Suga war es auch, der Abe in seine spätere Funktion zwar nicht drängte oder hievte, ihm eine Kandidatur jedoch nahe genug legte und ihn innerhalb der Partei wie im Wahlkampf dann auch tatkräftig unterstützte. Mit Erfolg, wie sich zeigte. Danach coachte er Abe vorsichtig, aber gleichfalls nicht völlig erfolglos, von dessen Steckenpferd Verfassungsänderung in Richtung Wirtschaft.
Doch zumindest eine Person gibt es, mit der Suga nicht gut klarkommt: Koike Yuriko, die Gouverneurin von Tokyo. Abe nannte sie mal scheu „eine Frau zum Fürchten“. Nicht obwohl, sondern vermutlich weil sie zu den intelligentesten und effizientesten Politikerpersönlichkeiten zählt, die Japan zurzeit hat. Dazu noch attraktiv, elegant, eloquent. Nicht viele können ihr das Wasser reichen, auch Abe nicht, und das ist kein Geheimnis. Immerhin beherrscht sie Arabisch (Studium an der Universität Kairo) und Englisch auf Dolmetscherniveau und auch sonst allerlei. Eine Prolongierung der bisherigen Friktionen zwischen Tokyo und Staatsführung wäre nicht überraschend.
Möglicherweise deutet das auch ein Limit des neuen MP an: das internationale Parkett ist, wie der Name sagt, weder Furche noch Scholle. Doch wer weiß, ausgekochte Füchse sind für Überraschungen allemal gut. Die Neuauflage eines Schmuse-Duos wie Trump – Abe wird es mit Suga aber sicher nicht geben.

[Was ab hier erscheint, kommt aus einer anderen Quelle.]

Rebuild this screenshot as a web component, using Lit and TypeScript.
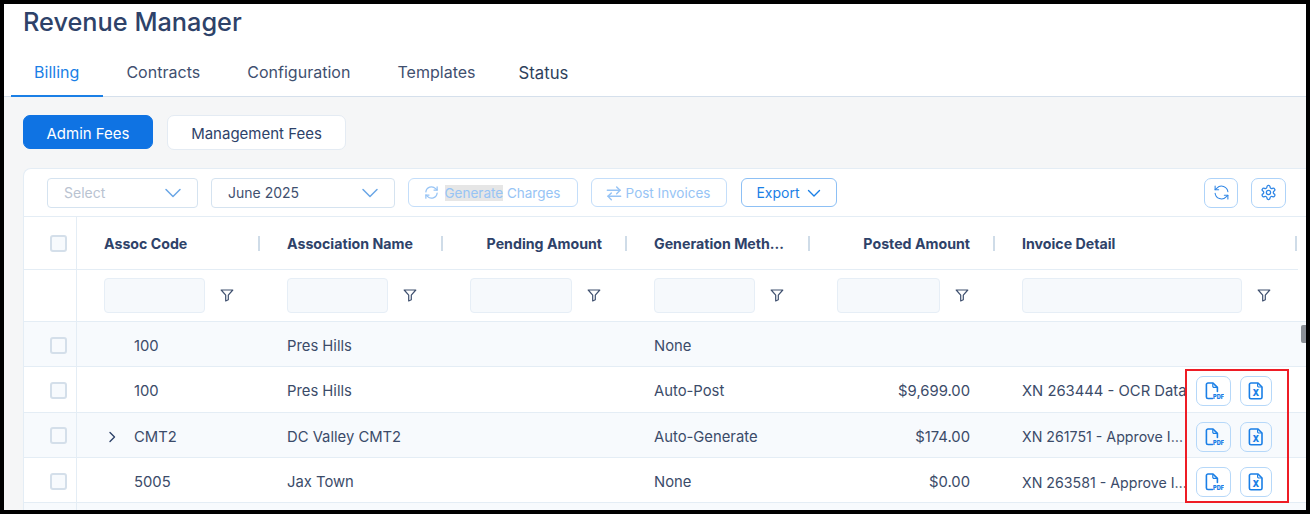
import { LitElement, html, css, svg } from "lit";
import { customElement } from "lit/decorators.js";

const syncIcon = (size: number, w = 2, mirror = false) => html`<svg width=${size} height=${size} viewBox="0 0 24 24" fill="none" stroke="currentColor" stroke-width=${w} stroke-linecap="round" stroke-linejoin="round" class=${mirror ? "mirror" : ""}><path d="M3 11a9 9 0 0 1 15.5-5.2L21 8"/><path d="M21 3v5h-5"/><path d="M21 13a9 9 0 0 1-15.5 5.2L3 16"/><path d="M3 21v-5h5"/></svg>`;
const swapIcon = html`<svg width="16" height="16" viewBox="0 0 24 24" fill="none" stroke="currentColor" stroke-width="2.2" stroke-linecap="round" stroke-linejoin="round"><path d="M2 8h19"/><path d="M16 3l5 5-5 5" /><path d="M22 17H3"/><path d="M8 12l-5 5 5 5"/></svg>`;
const chevron = html`<svg width="18" height="18" viewBox="0 0 18 18" fill="none" stroke="currentColor" stroke-width="1.5" stroke-linecap="round" stroke-linejoin="round"><path d="M2 5.5l7 7 7-7"/></svg>`;
const chevronSmall = html`<svg width="14" height="14" viewBox="0 0 14 14" fill="none" stroke="currentColor" stroke-width="1.4" stroke-linecap="round" stroke-linejoin="round"><path d="M1.5 4.5L7 10l5.5-5.5"/></svg>`;
const gearIcon = html`<svg width="17" height="17" viewBox="0 0 24 24" fill="none" stroke="currentColor" stroke-width="1.8" stroke-linecap="round" stroke-linejoin="round"><path d="M12.2 2h-.4a2 2 0 0 0-2 2v.2a2 2 0 0 1-1 1.7l-.4.3a2 2 0 0 1-2 0l-.2-.1a2 2 0 0 0-2.7.7l-.2.4a2 2 0 0 0 .7 2.7l.2.1a2 2 0 0 1 1 1.7v.5a2 2 0 0 1-1 1.7l-.2.1a2 2 0 0 0-.7 2.7l.2.4a2 2 0 0 0 2.7.7l.2-.1a2 2 0 0 1 2 0l.4.3a2 2 0 0 1 1 1.7v.2a2 2 0 0 0 2 2h.4a2 2 0 0 0 2-2v-.2a2 2 0 0 1 1-1.7l.4-.3a2 2 0 0 1 2 0l.2.1a2 2 0 0 0 2.7-.7l.2-.4a2 2 0 0 0-.7-2.7l-.2-.1a2 2 0 0 1-1-1.7v-.5a2 2 0 0 1 1-1.7l.2-.1a2 2 0 0 0 .7-2.7l-.2-.4a2 2 0 0 0-2.7-.7l-.2.1a2 2 0 0 1-2 0l-.4-.3a2 2 0 0 1-1-1.7V4a2 2 0 0 0-2-2z"/><circle cx="12" cy="12" r="3"/></svg>`;
const filterIcon = html`<svg class="filter" width="14" height="14" viewBox="0 0 14 14" fill="none" stroke="currentColor" stroke-width="1.2" stroke-linejoin="round"><path d="M1.2 2h11.6L8.3 7.2v4.6L5.7 13V7.2z"/></svg>`;
const pdfIcon = html`<svg width="20" height="20" viewBox="0 0 20 20" fill="none"><path d="M8.5 17.5H4a1.6 1.6 0 0 1-1.6-1.6V3.6A1.6 1.6 0 0 1 4 2h5l4.4 4.4v4" stroke="currentColor" stroke-width="1.6" stroke-linecap="round" stroke-linejoin="round"/><path d="M8.8 2.2v3a1.2 1.2 0 0 0 1.2 1.2h3.2" stroke="currentColor" stroke-width="1.2"/>${svg`<text x="9" y="17.8" font-family="Inter, sans-serif" font-size="5.6" font-weight="900" fill="currentColor">PDF</text>`}</svg>`;
const xlsIcon = html`<svg width="18" height="20" viewBox="0 0 18 20" fill="none"><path d="M4 2h7l4 4v10.2a1.6 1.6 0 0 1-1.6 1.6H4a1.6 1.6 0 0 1-1.6-1.6V3.6A1.6 1.6 0 0 1 4 2z" stroke="currentColor" stroke-width="1.6" stroke-linejoin="round"/><path d="M10.6 2.2v2.6a1.2 1.2 0 0 0 1.2 1.2h3" stroke="currentColor" stroke-width="1.2"/>${svg`<text x="8.8" y="14.6" text-anchor="middle" font-family="Inter, sans-serif" font-size="8.5" font-weight="900" fill="currentColor">X</text>`}</svg>`;

interface Column { label: string; right?: boolean; }
const columns: Column[] = [
  { label: "Assoc Code" },
  { label: "Association Name" },
  { label: "Pending Amount", right: true },
  { label: "Generation Meth…" },
  { label: "Posted Amount", right: true },
  { label: "Invoice Detail" },
];

interface Row { code: string; expand?: boolean; name: string; pending?: string; method: string; posted: string; invoice: string; actions: boolean; }
const rows: Row[] = [
  { code: "100", name: "Pres Hills", method: "None", posted: "", invoice: "", actions: false },
  { code: "100", name: "Pres Hills", method: "Auto-Post", posted: "$9,699.00", invoice: "XN 263444 - OCR Data", actions: true },
  { code: "CMT2", expand: true, name: "DC Valley CMT2", method: "Auto-Generate", posted: "$174.00", invoice: "XN 261751 - Approve I…", actions: true },
  { code: "5005", name: "Jax Town", method: "None", posted: "$0.00", invoice: "XN 263581 - Approve I…", actions: true },
  { code: "", name: "", method: "", posted: "", invoice: "", actions: false },
];

@customElement("app-root")
export class AppRoot extends LitElement {
  static styles = css`
    :host { display: block; width: 1310px; height: 514px; box-sizing: border-box; padding: 4px; background: #000; overflow: hidden; font-family: Inter, "Liberation Sans", sans-serif; color: #3b4b69; }
    * { box-sizing: border-box; }
    .mirror { transform: scaleX(-1); }
    .page { width: 1302px; height: 506px; background: #f5f6f7; overflow: hidden; position: relative; }
    header { background: #fff; height: 93px; border-bottom: 1px solid #d5e0ec; }
    h1 { margin: 0; padding: 3px 0 0 19px; font-size: 25.3px; line-height: 30px; font-weight: 500; color: #2e4269; }
    .tabs { display: flex; margin: 21px 0 0 6.5px; }
    .tab { padding: 0 23.5px; height: 39px; line-height: 29px; font-size: 16px; letter-spacing: 0.02px; color: #3f506f; border-bottom: 2px solid transparent; }
    .tab.active { color: #1a7fe6; border-bottom-color: #1a7fe6; }
    .tab.status { font-size: 16.7px; color: #2e3f5c; margin-left: -4px; line-height: 31px; }
    .fees { display: flex; gap: 14px; padding: 18px 0 0 19px; }
    .fee { height: 35px; border-radius: 7px; font-size: 15px; display: flex; align-items: center; justify-content: center; padding-top: 1px; }
    .fee.on { width: 130px; background: #0f73e3; color: #fff; border: 1px solid #0f73e3; height: 34px; padding-top: 2px; }
    .fee.off { width: 179px; background: #fff; border: 1px solid #e4ebf3; color: #2e4269; }
    .card { margin: 18px 0 0 19px; background: #fff; border: 1px solid #e4edf5; border-right: 0; border-radius: 8px 0 0 0; height: 400px; }
    .toolbar { height: 48px; display: flex; align-items: center; padding-left: 23px; border-bottom: 1px solid #e4edf5; }
    .select { height: 30px; border: 1px solid #d5e3f0; border-radius: 4px; display: flex; align-items: center; justify-content: space-between; font-size: 14px; padding: 0 15px 0 16px; color: #b9c3d1; }
    .select svg { color: #6aa6e6; }
    .select.a { width: 151px; }
    .select.b { width: 184px; margin-left: 13px; color: #3f506f; }
    .btn { height: 29px; display: flex; align-items: center; gap: 6px; border: 1px solid #c4defa; border-radius: 6px; font-size: 13.5px; color: #97c4f5; background: #fff; justify-content: center; }
    .btn.gen { width: 170px; margin-left: 13px; padding-right: 2px; }
    .btn.post { width: 136px; margin-left: 13px; gap: 4px; padding-right: 2px; }
    .btn.export { width: 96px; margin-left: 14px; color: #1a7fe6; border-color: #8dc0f5; font-size: 14px; gap: 7px; padding-right: 1px; }
    .sel { background: #e6e6e6; color: #97c4f5; }
    .icon-btn { height: 30px; border: 1px solid #aed3f9; border-radius: 7px; display: flex; align-items: center; justify-content: center; color: #2f86e6; }
    .icon-btn.a { width: 34px; }
    .icon-btn.b { width: 35px; }
    .right-tools { display: flex; gap: 13px; margin-left: auto; margin-right: 20px; }
    .grid { display: grid; grid-template-columns: 53px 183px 183px 184px 183px 185px 302px; width: 1273px; }
    .head { height: 53px; border-bottom: 1px solid #e4edf5; width: 1274px; }
    .filters { height: 51px; }
    .cellbox { border-right: 1px solid #e4edf5; display: flex; align-items: center; padding-left: 26px; }
    .row .cellbox { padding-top: 2px; }
    .hcell { display: flex; align-items: center; padding: 0 0 0 27px; font-size: 14.2px; font-weight: 700; color: #2e4269; position: relative; white-space: nowrap; }
    .hcell.r { justify-content: flex-end; padding: 0 25px 0 0; }
    .hcell .sep { position: absolute; right: 0; top: 19px; width: 2px; height: 15px; background: #cfdce8; }
    .fcell { display: flex; align-items: center; padding-left: 27px; }
    .finput { width: calc(100% - 55px); height: 35px; background: #f6f9fc; border: 1px solid #e6eef6; border-radius: 4px; flex: none; }
    .fcell.wide .finput { width: 220px; }
    .filter { margin: 0 0 2px 15px; color: #3f506f; flex: none; }
    .body { border-top: 1px solid #e4edf5; position: relative; width: 1283px; }
    .row { height: 45.33px; border-bottom: 1px solid #e4edf5; width: 1283px; font-size: 14.8px; color: #3b4b69; }
    .row:nth-child(odd) { background: #f7fafd; }
    .cell { display: flex; align-items: center; padding: 4px 0 0 27px; min-width: 0; white-space: nowrap; }
    .cell.r { justify-content: flex-end; padding: 4px 25px 0 0; }
    .chk { width: 17px; height: 17px; border: 2px solid #d4dfea; border-radius: 3px; background: #f7fafd; }
    .slot { width: 30px; flex: none; color: #2e4269; display: flex; align-items: center; padding-left: 3px; }
    .inv { width: 164px; flex: none; }
    .inv.trim { font-size: 14.2px; }
    .actions { display: flex; gap: 9px; margin-left: 10px; }
    .act { height: 30px; border: 1px solid #b6d8f9; border-radius: 7px; display: flex; align-items: center; justify-content: center; color: #1a7fe6; }
    .act.p { width: 35px; }
    .act.x { width: 32px; }
    .mark { position: absolute; left: 1161px; top: 47px; width: 104px; height: 134px; border: 2px solid #ee1c25; pointer-events: none; }
    .thumb { position: absolute; left: 1297px; top: 321px; width: 5px; height: 18px; background: #8a8f96; border-radius: 2px 0 0 2px; }
  `;

  render() {
    return html`
      <div class="page">
        <header>
          <h1>Revenue Manager</h1>
          <nav class="tabs">
            <div class="tab active">Billing</div>
            <div class="tab">Contracts</div>
            <div class="tab">Configuration</div>
            <div class="tab">Templates</div>
            <div class="tab status">Status</div>
          </nav>
        </header>
        <div class="fees">
          <div class="fee on">Admin Fees</div>
          <div class="fee off">Management Fees</div>
        </div>
        <section class="card">
          <div class="toolbar">
            <div class="select a"><span>Select</span>${chevron}</div>
            <div class="select b"><span>June 2025</span>${chevron}</div>
            <div class="btn gen">${syncIcon(15)}<span><span class="sel">Generate</span> Charges</span></div>
            <div class="btn post">${swapIcon}<span>Post Invoices</span></div>
            <div class="btn export"><span>Export</span>${chevronSmall}</div>
            <div class="right-tools">
              <div class="icon-btn a">${syncIcon(17, 1.5, true)}</div>
              <div class="icon-btn b">${gearIcon}</div>
            </div>
          </div>
          <div class="grid head">
            <div class="cellbox"><div class="chk"></div></div>
            ${columns.map((c) => html`<div class="hcell ${c.right ? "r" : ""}">${c.label}<span class="sep"></span></div>`)}
          </div>
          <div class="grid filters">
            <div class="cellbox"></div>
            ${columns.map((_, i) => html`<div class="fcell ${i === 5 ? "wide" : ""}"><div class="finput"></div>${filterIcon}</div>`)}
          </div>
          <div class="body">
            ${rows.map((r) => html`
              <div class="grid row">
                <div class="cellbox"><div class="chk"></div></div>
                <div class="cell"><span class="slot">${r.expand ? html`<svg width="10" height="12" viewBox="0 0 10 12" fill="none" stroke="currentColor" stroke-width="1.4" stroke-linecap="round" stroke-linejoin="round"><path d="M3 1.5L7.5 6 3 10.5"/></svg>` : ""}</span>${r.code}</div>
                <div class="cell">${r.name}</div>
                <div class="cell r">${r.pending ?? ""}</div>
                <div class="cell">${r.method}</div>
                <div class="cell r">${r.posted}</div>
                <div class="cell">
                  <span class="inv ${r.invoice.endsWith("…") ? "trim" : ""}">${r.invoice}</span>
                  ${r.actions ? html`<div class="actions"><div class="act p">${pdfIcon}</div><div class="act x">${xlsIcon}</div></div>` : ""}
                </div>
              </div>`)}
            <div class="mark"></div>
          </div>
        </section>
        <div class="thumb"></div>
      </div>
    `;
  }
}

Ein Jahr ist schnell um, dem neuen MP bleibt nicht viel Zeit für das, was in unseren Breiten „Profilierung“ genannt wird, hier aber eher kontraproduktiv wirkt. Derlei anzustreben hat er auch nicht nötig. Wer wichtig ist, kennt ihn, und wer ihn nicht kennt, ist nicht wichtig. Eher darf davon ausgegangen werden, dass er sich um die dringend erforderlichen Weichenstellungen für die Zukunft bemühen wird. Diese beginnt für Japans Politik spätestens mit den in einem Jahr anstehenden Wahlen.